Lax loves lock-down defense
Freshmen Maxx Meyer and Brian Feeney have helped fortify the Quakers' back line
March 31, 2011, 3:11 am · Updated March 31, 2011, 12:00 am·
Defense never sells any tickets or shoots any commercials. It gets one chant that’s only one word. And for the defenders who picked the right sport, it means watching your fellow attackers grab all the attention.
Quakers fans, don’t sleep on Penn’s defense — these guys are good.

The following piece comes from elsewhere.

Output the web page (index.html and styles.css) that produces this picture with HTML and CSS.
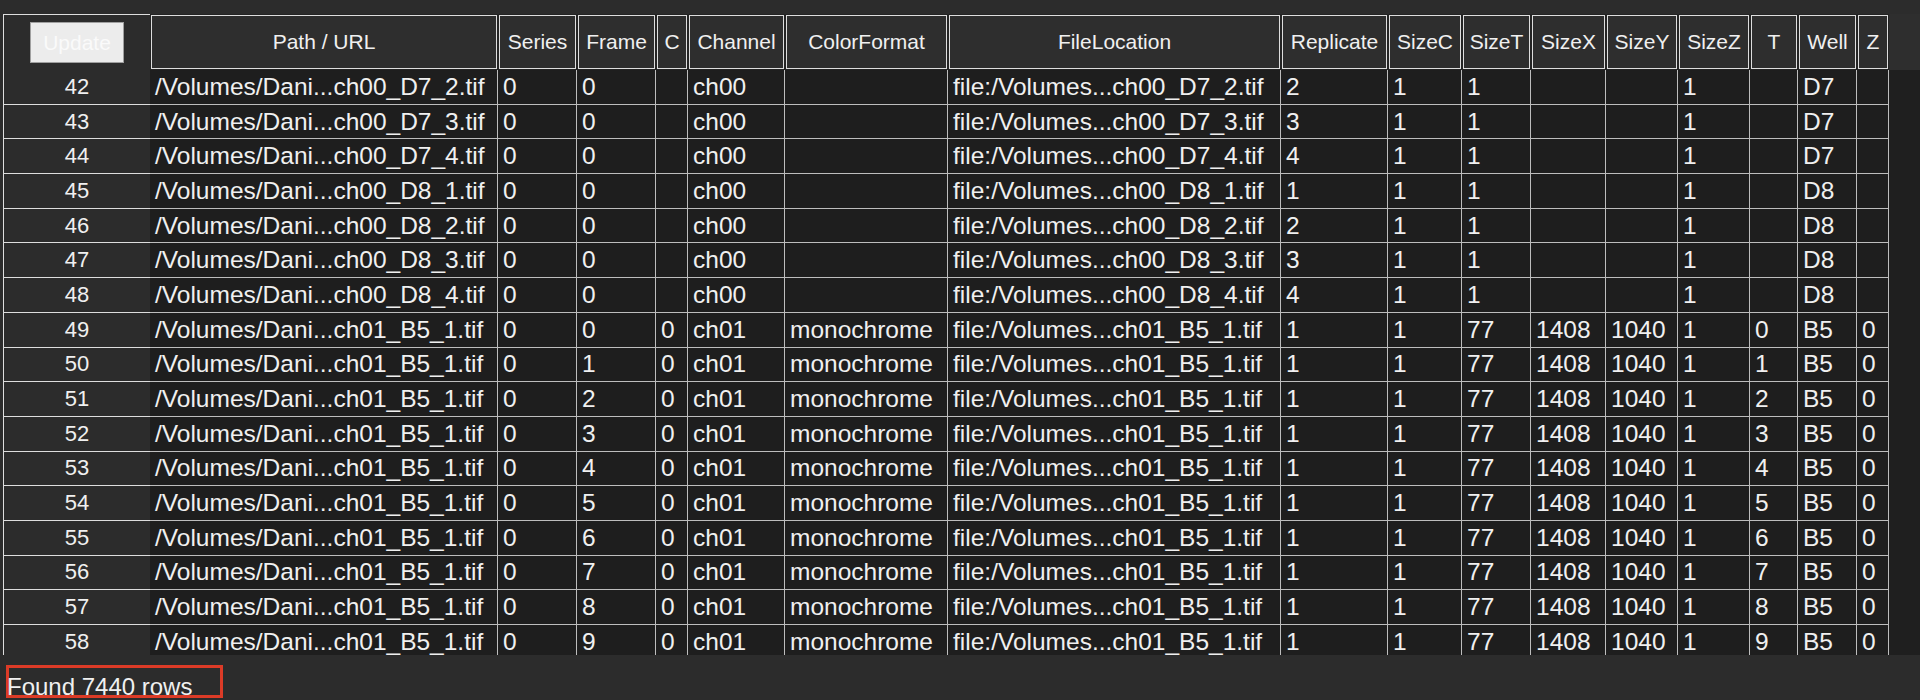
FILE: index.html
```html
<!DOCTYPE html>
<html lang="en">
<head>
    <meta charset="UTF-8">
    <meta name="viewport" content="width=device-width, initial-scale=1.0">
    <title>Image Table</title>

    <link rel="stylesheet" href="styles.css">
</head>
<body>

    <!-- Table view -->
    <div class="table-view">
        <table class="data-table">
            <colgroup>
                <col class="col-index">
                <col class="col-path">
                <col class="col-series">
                <col class="col-frame">
                <col class="col-c">
                <col class="col-channel">
                <col class="col-color">
                <col class="col-location">
                <col class="col-replicate">
                <col class="col-sizec">
                <col class="col-sizet">
                <col class="col-sizex">
                <col class="col-sizey">
                <col class="col-sizez">
                <col class="col-t">
                <col class="col-well">
                <col class="col-z">
                <col>
            </colgroup>
            <thead>
                <tr>
                    <th class="corner"><button class="update-button">Update</button></th>
                    <th>Path / URL</th>
                    <th>Series</th>
                    <th>Frame</th>
                    <th>C</th>
                    <th>Channel</th>
                    <th>ColorFormat</th>
                    <th>FileLocation</th>
                    <th>Replicate</th>
                    <th>SizeC</th>
                    <th>SizeT</th>
                    <th>SizeX</th>
                    <th>SizeY</th>
                    <th>SizeZ</th>
                    <th>T</th>
                    <th>Well</th>
                    <th>Z</th>
                    <th class="filler"></th>
                </tr>
            </thead>
            <tbody>
                <tr><th>42</th><td>/Volumes/Dani...ch00_D7_2.tif</td><td>0</td><td>0</td><td></td><td>ch00</td><td></td><td>file:/Volumes...ch00_D7_2.tif</td><td>2</td><td>1</td><td>1</td><td></td><td></td><td>1</td><td></td><td>D7</td><td></td><td class="filler"></td></tr>
                <tr><th>43</th><td>/Volumes/Dani...ch00_D7_3.tif</td><td>0</td><td>0</td><td></td><td>ch00</td><td></td><td>file:/Volumes...ch00_D7_3.tif</td><td>3</td><td>1</td><td>1</td><td></td><td></td><td>1</td><td></td><td>D7</td><td></td><td class="filler"></td></tr>
                <tr><th>44</th><td>/Volumes/Dani...ch00_D7_4.tif</td><td>0</td><td>0</td><td></td><td>ch00</td><td></td><td>file:/Volumes...ch00_D7_4.tif</td><td>4</td><td>1</td><td>1</td><td></td><td></td><td>1</td><td></td><td>D7</td><td></td><td class="filler"></td></tr>
                <tr><th>45</th><td>/Volumes/Dani...ch00_D8_1.tif</td><td>0</td><td>0</td><td></td><td>ch00</td><td></td><td>file:/Volumes...ch00_D8_1.tif</td><td>1</td><td>1</td><td>1</td><td></td><td></td><td>1</td><td></td><td>D8</td><td></td><td class="filler"></td></tr>
                <tr><th>46</th><td>/Volumes/Dani...ch00_D8_2.tif</td><td>0</td><td>0</td><td></td><td>ch00</td><td></td><td>file:/Volumes...ch00_D8_2.tif</td><td>2</td><td>1</td><td>1</td><td></td><td></td><td>1</td><td></td><td>D8</td><td></td><td class="filler"></td></tr>
                <tr><th>47</th><td>/Volumes/Dani...ch00_D8_3.tif</td><td>0</td><td>0</td><td></td><td>ch00</td><td></td><td>file:/Volumes...ch00_D8_3.tif</td><td>3</td><td>1</td><td>1</td><td></td><td></td><td>1</td><td></td><td>D8</td><td></td><td class="filler"></td></tr>
                <tr><th>48</th><td>/Volumes/Dani...ch00_D8_4.tif</td><td>0</td><td>0</td><td></td><td>ch00</td><td></td><td>file:/Volumes...ch00_D8_4.tif</td><td>4</td><td>1</td><td>1</td><td></td><td></td><td>1</td><td></td><td>D8</td><td></td><td class="filler"></td></tr>
                <tr><th>49</th><td>/Volumes/Dani...ch01_B5_1.tif</td><td>0</td><td>0</td><td>0</td><td>ch01</td><td>monochrome</td><td>file:/Volumes...ch01_B5_1.tif</td><td>1</td><td>1</td><td>77</td><td>1408</td><td>1040</td><td>1</td><td>0</td><td>B5</td><td>0</td><td class="filler"></td></tr>
                <tr><th>50</th><td>/Volumes/Dani...ch01_B5_1.tif</td><td>0</td><td>1</td><td>0</td><td>ch01</td><td>monochrome</td><td>file:/Volumes...ch01_B5_1.tif</td><td>1</td><td>1</td><td>77</td><td>1408</td><td>1040</td><td>1</td><td>1</td><td>B5</td><td>0</td><td class="filler"></td></tr>
                <tr><th>51</th><td>/Volumes/Dani...ch01_B5_1.tif</td><td>0</td><td>2</td><td>0</td><td>ch01</td><td>monochrome</td><td>file:/Volumes...ch01_B5_1.tif</td><td>1</td><td>1</td><td>77</td><td>1408</td><td>1040</td><td>1</td><td>2</td><td>B5</td><td>0</td><td class="filler"></td></tr>
                <tr><th>52</th><td>/Volumes/Dani...ch01_B5_1.tif</td><td>0</td><td>3</td><td>0</td><td>ch01</td><td>monochrome</td><td>file:/Volumes...ch01_B5_1.tif</td><td>1</td><td>1</td><td>77</td><td>1408</td><td>1040</td><td>1</td><td>3</td><td>B5</td><td>0</td><td class="filler"></td></tr>
                <tr><th>53</th><td>/Volumes/Dani...ch01_B5_1.tif</td><td>0</td><td>4</td><td>0</td><td>ch01</td><td>monochrome</td><td>file:/Volumes...ch01_B5_1.tif</td><td>1</td><td>1</td><td>77</td><td>1408</td><td>1040</td><td>1</td><td>4</td><td>B5</td><td>0</td><td class="filler"></td></tr>
                <tr><th>54</th><td>/Volumes/Dani...ch01_B5_1.tif</td><td>0</td><td>5</td><td>0</td><td>ch01</td><td>monochrome</td><td>file:/Volumes...ch01_B5_1.tif</td><td>1</td><td>1</td><td>77</td><td>1408</td><td>1040</td><td>1</td><td>5</td><td>B5</td><td>0</td><td class="filler"></td></tr>
                <tr><th>55</th><td>/Volumes/Dani...ch01_B5_1.tif</td><td>0</td><td>6</td><td>0</td><td>ch01</td><td>monochrome</td><td>file:/Volumes...ch01_B5_1.tif</td><td>1</td><td>1</td><td>77</td><td>1408</td><td>1040</td><td>1</td><td>6</td><td>B5</td><td>0</td><td class="filler"></td></tr>
                <tr><th>56</th><td>/Volumes/Dani...ch01_B5_1.tif</td><td>0</td><td>7</td><td>0</td><td>ch01</td><td>monochrome</td><td>file:/Volumes...ch01_B5_1.tif</td><td>1</td><td>1</td><td>77</td><td>1408</td><td>1040</td><td>1</td><td>7</td><td>B5</td><td>0</td><td class="filler"></td></tr>
                <tr><th>57</th><td>/Volumes/Dani...ch01_B5_1.tif</td><td>0</td><td>8</td><td>0</td><td>ch01</td><td>monochrome</td><td>file:/Volumes...ch01_B5_1.tif</td><td>1</td><td>1</td><td>77</td><td>1408</td><td>1040</td><td>1</td><td>8</td><td>B5</td><td>0</td><td class="filler"></td></tr>
                <tr><th>58</th><td>/Volumes/Dani...ch01_B5_1.tif</td><td>0</td><td>9</td><td>0</td><td>ch01</td><td>monochrome</td><td>file:/Volumes...ch01_B5_1.tif</td><td>1</td><td>1</td><td>77</td><td>1408</td><td>1040</td><td>1</td><td>9</td><td>B5</td><td>0</td><td class="filler"></td></tr>
            </tbody>
        </table>
    </div>

    <!-- Status line -->
    <div class="status-bar">
        <span class="row-count">Found 7440 rows</span>
    </div>

</body>
</html>
```

FILE: styles.css
```css
* {
    box-sizing: border-box;
}

body {
    margin: 0;
    height: 700px;
    overflow: hidden;
    background-color: #2c2c2c;
    color: #f0f0f0;
    font-family: "Liberation Sans", Arial, sans-serif;
}

/* Table View */
.table-view {
    margin-top: 14px;
    height: 641px;
    padding-left: 3px;
    overflow: hidden;
}

.data-table {
    width: 100%;
    table-layout: fixed;
    border-collapse: separate;
    border-spacing: 0;
}

.col-index { width: 147px; }
.col-path { width: 348px; }
.col-series { width: 79px; }
.col-frame { width: 79px; }
.col-c { width: 32px; }
.col-channel { width: 97px; }
.col-color { width: 163px; }
.col-location { width: 333px; }
.col-replicate { width: 107px; }
.col-sizec { width: 74px; }
.col-sizet { width: 69px; }
.col-sizex { width: 75px; }
.col-sizey { width: 72px; }
.col-sizez { width: 72px; }
.col-t { width: 48px; }
.col-well { width: 59px; }
.col-z { width: 32px; }

/* Header */
.data-table thead th {
    height: 56px;
    padding: 0;
    background: #2e2e2e;
    border: 1px solid #242424;
    box-shadow: inset 0 0 0 1px #dedede;
    font-size: 21px;
    font-weight: normal;
    text-align: center;
    white-space: nowrap;
    overflow: hidden;
}

.data-table thead th.corner {
    border: none;
    border-top: 1px solid #dedede;
    border-left: 1px solid #dedede;
    box-shadow: none;
    background: #2c2c2c;
}

.data-table thead th.filler {
    border: none;
    box-shadow: none;
}

.update-button {
    width: 94px;
    height: 41px;
    padding: 0;
    background: #ececec;
    border: 1px solid #a0a0a0;
    color: #fafafa;
    font-family: "Liberation Sans", Arial, sans-serif;
    font-size: 21px;
}

/* Row numbers */
.data-table tbody th {
    height: 34.7px;
    padding: 0;
    background: #2c2c2c;
    border-left: 1px solid #dedede;
    border-bottom: 1px solid #dedede;
    font-size: 22px;
    font-weight: normal;
    text-align: center;
}

/* Cells */
.data-table td {
    height: 34.7px;
    padding: 0 3px 0 5px;
    background: #1e1e1e;
    border-right: 1px solid #bdbdbd;
    border-bottom: 1px solid #bdbdbd;
    font-size: 24.5px;
    white-space: nowrap;
    overflow: hidden;
}

.data-table td.filler {
    border: none;
    background: #1f1f1f;
}

/* Status */
.status-bar {
    height: 45px;
    padding: 10px 0 0 6px;
}

.row-count {
    display: block;
    width: 217px;
    height: 33px;
    padding-top: 5px;
    border: 3px solid #dc3b27;
    font-size: 24px;
    line-height: 28px;
    text-indent: -2px;
    white-space: nowrap;
}
```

The 2011 version of the Red and Blue’s back line is among the strongest of the decade. In two of their signature wins — against No. 10 Duke and No. 11 Princeton — the Quakers have allowed only three goals, becoming the first Penn squad since 2001 to hold multiple opponents to three goals or fewer. Players were unaware of the feat, but not surprised.
“[I] knew we were going to have a good defense this year,” junior Will Koshansky said. “We added some good freshmen and kept a lot of good [players].”
You don’t have to look too hard to see why this defense is successful. They don’t have a 300-page book filled with different schemes, they just “fly.”
“Guys are confident to fly to the ball, everyone knows they’ve got six other guys protecting them,” Koshansky said.
Coach Mike Murphy explained the general scheme, calling it “a man-to-man package.”
“It’s all about guys doing what they’re supposed to do possession in, possession out.”
Freshman defenseman Maxx Meyer added, “We get great scouting reports, and we execute.”
Meyer is one of the pivotal new additions to the Quakers defense. Ranked No. 5 overall freshman by Inside Lacrosse, the rookie hasn’t disappointed, quickly cracking the starting lineup and earning Ivy Player of the Week honors following the Princeton win.
“We’re not treated like freshmen, [the other starters] trust us,” he said. “They [always] ask us what we’re seeing.”
Koshansky praised Meyer’s vocal leadership,
“[He’s] in the right spot and helps [teammates] get through the play,” the junior said.
Another impact freshman on defense, Brian Feeney, has allowed a seamless adjustment between goaltenders, helping call out defensive assignments. Feeney currently ranks No. 14 in the NCAA in goals-against average.
“We just push guys to the right place on the field and let Brian make the save,” Koharksy said.
“It’s been great to see both of them rise to the occasion,” Murphy added.
Perhaps the most impressive aspect of this unit is its penalty kill. The Red and Blue have been at their best when down a man, holding opponents to a paltry 28.6 percent success rate.
“Guys have set aside their ego and really played within the structure of the defense,” Murphy noted.
The defense does have it’s share of tough days, though, including last Saturday when the Quakers allowed 13 goals to Cornell’s explosive offense in an overtime loss.
Murphy attributed the setback to a lack of consistency, stating, “We were doing all the same things, we just weren’t consistent throughout the match.”
But once they get it down pat, this combination of talent, execution and fight has the potential to become one special unit, recognition or not.